Julia Braun, Unternehmerin und Mehrfachgründerin, berichtet von ihrer Reise in die Selbstständigkeit – und davon, warum Frauen beim Gründen oft höhere Hürden überwinden müssen.
Wenn ich heute auf meine unternehmerische Reise zurückblicke, sehe ich viele Entscheidungen, Höhen, Tiefen – und vor allem: Freiheit. Als Mehrfachgründerin und Unternehmerin aus Bad Neustadt habe ich erlebt, wie erfüllend es ist, eigene Ideen Wirklichkeit werden zu lassen. Ich bin jeden einzelnen Schritt selbst gegangen: von der ersten Produktidee über die Entwicklung, das Branding, die Markteinführung – bis hin zum Moment, in dem unsere Produkte schließlich in den Supermarktregalen standen. Eine meiner Marken – ein Unternehmen in der Pet-Branche – durfte ich nach nur fünf Jahren erfolgreich an eine renommierte Aktiengesellschaft verkaufen. Wir wurden mit unserer Marke zu einer der besten Deutschlands gekürt, ein Meilenstein, der mir nicht nur wirtschaftlich, sondern auch emotional einen immensen Push gegeben hat weiterzumachen. Denn wer einmal erlebt hat, was alles möglich ist, wenn man sich traut, weiß: Frauen können alles erreichen – sie müssen nur eines tun: starten.

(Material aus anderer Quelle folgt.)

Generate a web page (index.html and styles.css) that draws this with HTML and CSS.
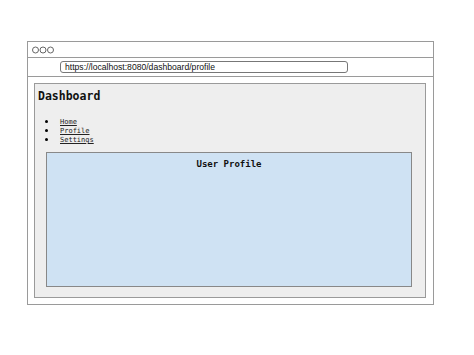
FILE: index.html
```html
<!DOCTYPE html>
<html>
<head>
<meta charset="utf-8">
<link rel="stylesheet" href="styles.css">
</head>
<body>
<div class="window">
  <div class="toolbar">
    <svg class="dots" width="22" height="8" viewBox="0 0 22 8">
      <circle cx="3.5" cy="4" r="3" fill="none" stroke="#555" stroke-width="0.9"/>
      <circle cx="11" cy="4" r="3" fill="none" stroke="#555" stroke-width="0.9"/>
      <circle cx="18.5" cy="4" r="3" fill="none" stroke="#555" stroke-width="0.9"/>
    </svg>
  </div>
  <div class="addressrow">
    <div class="address">https://localhost:8080/dashboard/profile</div>
  </div>
  <div class="content">
    <div class="panel">
      <h1 class="title">Dashboard</h1>
      <ul class="nav">
        <li><a href="#">Home</a></li>
        <li><a href="#">Profile</a></li>
        <li><a href="#">Settings</a></li>
      </ul>
      <div class="main">
        <h2 class="main-title">User Profile</h2>
      </div>
    </div>
  </div>
</div>
</body>
</html>
```
FILE: styles.css
```css
html, body {
  margin: 0;
  padding: 0;
  background: #ffffff;
}
body {
  padding: 41px 0 0 27px;
}
.window {
  box-sizing: border-box;
  width: 407px;
  height: 264px;
  border: 1px solid #9a9a9a;
  background: #ffffff;
  display: flex;
  flex-direction: column;
}
.toolbar {
  height: 15px;
  border-bottom: 1px solid #9a9a9a;
  display: flex;
  align-items: center;
  padding-left: 4px;
}
.dots {
  display: block;
}
.addressrow {
  height: 18px;
  border-bottom: 1px solid #9a9a9a;
  display: flex;
  align-items: center;
  padding-left: 32px;
}
.address {
  box-sizing: border-box;
  width: 288px;
  height: 12px;
  border: 1px solid #777;
  border-radius: 3px;
  font-family: "Liberation Sans", Arial, sans-serif;
  font-size: 8.6px;
  line-height: 10px;
  color: #111;
  padding-left: 4px;
  white-space: nowrap;
  overflow: hidden;
}
.content {
  flex: 1;
  padding: 6px 7px 6px 6px;
  display: flex;
}
.panel {
  box-sizing: border-box;
  flex: 1;
  background: #eeeeee;
  border: 1px solid #9a9a9a;
  padding: 5px 3px 10px 3px;
  display: flex;
  flex-direction: column;
}
.title {
  margin: 0;
  font-family: "DejaVu Sans Mono", monospace;
  font-weight: bold;
  font-size: 11.5px;
  line-height: 14px;
  color: #111;
}
.nav {
  margin: 14px 0 0 0;
  padding: 0 0 0 19px;
  font-family: "DejaVu Sans Mono", monospace;
  font-size: 7px;
  line-height: 9px;
  list-style: disc;
}
.nav li {
  padding-left: 3px;
  height: 9px;
}
.nav li::marker {
  font-size: 9px;
}
.nav a {
  color: #222;
  text-decoration: underline;
}
.main {
  margin: 8px 10px 0 8px;
  flex: 1;
  background: #cfe2f3;
  border: 1px solid #888;
  display: flex;
  flex-direction: column;
  align-items: center;
}
.main-title {
  margin: 5px 0 0 0;
  font-family: "DejaVu Sans Mono", monospace;
  font-weight: bold;
  font-size: 9px;
  line-height: 12px;
  color: #111;
}
```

Mich hat damals vor allem der Wunsch nach Unabhängigkeit motiviert, den Schritt in die Selbstständigkeit zu gehen. Ich wollte mein eigenes Tempo bestimmen, eigene Strukturen schaffen, eigene Visionen umsetzen. Die heutige Zeit bietet uns Frauen so viele Chancen wie nie zuvor: Wir können Netzwerke nutzen, digitale Tools einsetzen, neue Geschäftsmodelle testen und mit unserer Kreativität ganze Märkte verändern. Es stehen uns tatsächlich alle Wege offen – zumindest theoretisch.
In der Praxis brauchen Frauen mehr Mut als Männer
In meinen Gesprächen mit angehenden Gründerinnen fällt immer wieder auf, dass sich Frauen oft erst dann trauen, wenn sie das Gefühl haben, perfekt vorbereitet zu sein. Sie analysieren länger, wägen ab, stellen sich selbst infrage – während Männer häufig einfach machen. Dieses „Sich erst sicher fühlen wollen“ kann lähmen, obwohl es gar nicht notwendig ist. Kein Businessplan der Welt schützt vor Fehlern, kein Marktcheck ersetzt die Erfahrung, ins Tun zu kommen. Und doch: Dieses Streben nach Sicherheit ist tief verankert, gesellschaftlich, kulturell und oft auch familiär geprägt.
Hinzu kommt ein Mangel an sichtbaren weiblichen Vorbildern. Natürlich gibt es sie, die erfolgreichen Gründerinnen, die kreativen Unternehmerinnen, die mutigen Selbstständigen. Aber sie bekommen noch immer nicht dieselbe Bühne, denselben Applaus, dieselbe Selbstverständlichkeit zugesprochen wie ihre männlichen Kollegen. Sichtbarkeit ist aber entscheidend: Denn wer sich wiedererkennt, kann sich leichter identifizieren – und schließlich selbst losgehen.
Was ich heute immer wieder beobachte – und das stimmt mich positiv –, ist, dass immer mehr Frauen den Wunsch verspüren, sich selbst zu verwirklichen. Es geht nicht nur um das große Business, sondern um die Frage: Wie möchte ich leben und arbeiten? Die Selbstständigkeit bietet hier einen Gestaltungsspielraum, den kaum kein Angestelltenverhältnis geben kann.
Natürlich ist Gründen kein Selbstläufer. Es braucht Mut, Disziplin, ein gutes Netzwerk und die Bereitschaft, an sich zu glauben. Auch dann, wenn es mal Gegenwind gibt. Aber genau hier liegt die Chance: Frauen gründen oft mit einem hohen Maß an Empathie, Weitblick und Verantwortungsbewusstsein. Das macht ihre Unternehmen nicht nur wirtschaftlich erfolgreich, sondern auch gesellschaftlich relevant. Ich selbst habe diese Erfahrung gemacht: Mit einer Fitnesskette, die ich als Mitgründerin aufgebaut habe, wurden wir als „Arbeitgeber der Zukunft“ ausgezeichnet. Ein Zeichen dafür, dass wir verstanden haben, wie wichtig moderne Arbeitswelten und echte Werteorientierung heute sind. Gerade solche Ansätze zeigen, dass Mut zu neuen Wegen und das Vertrauen in die eigene Vision echte Wettbewerbsvorteile schaffen können.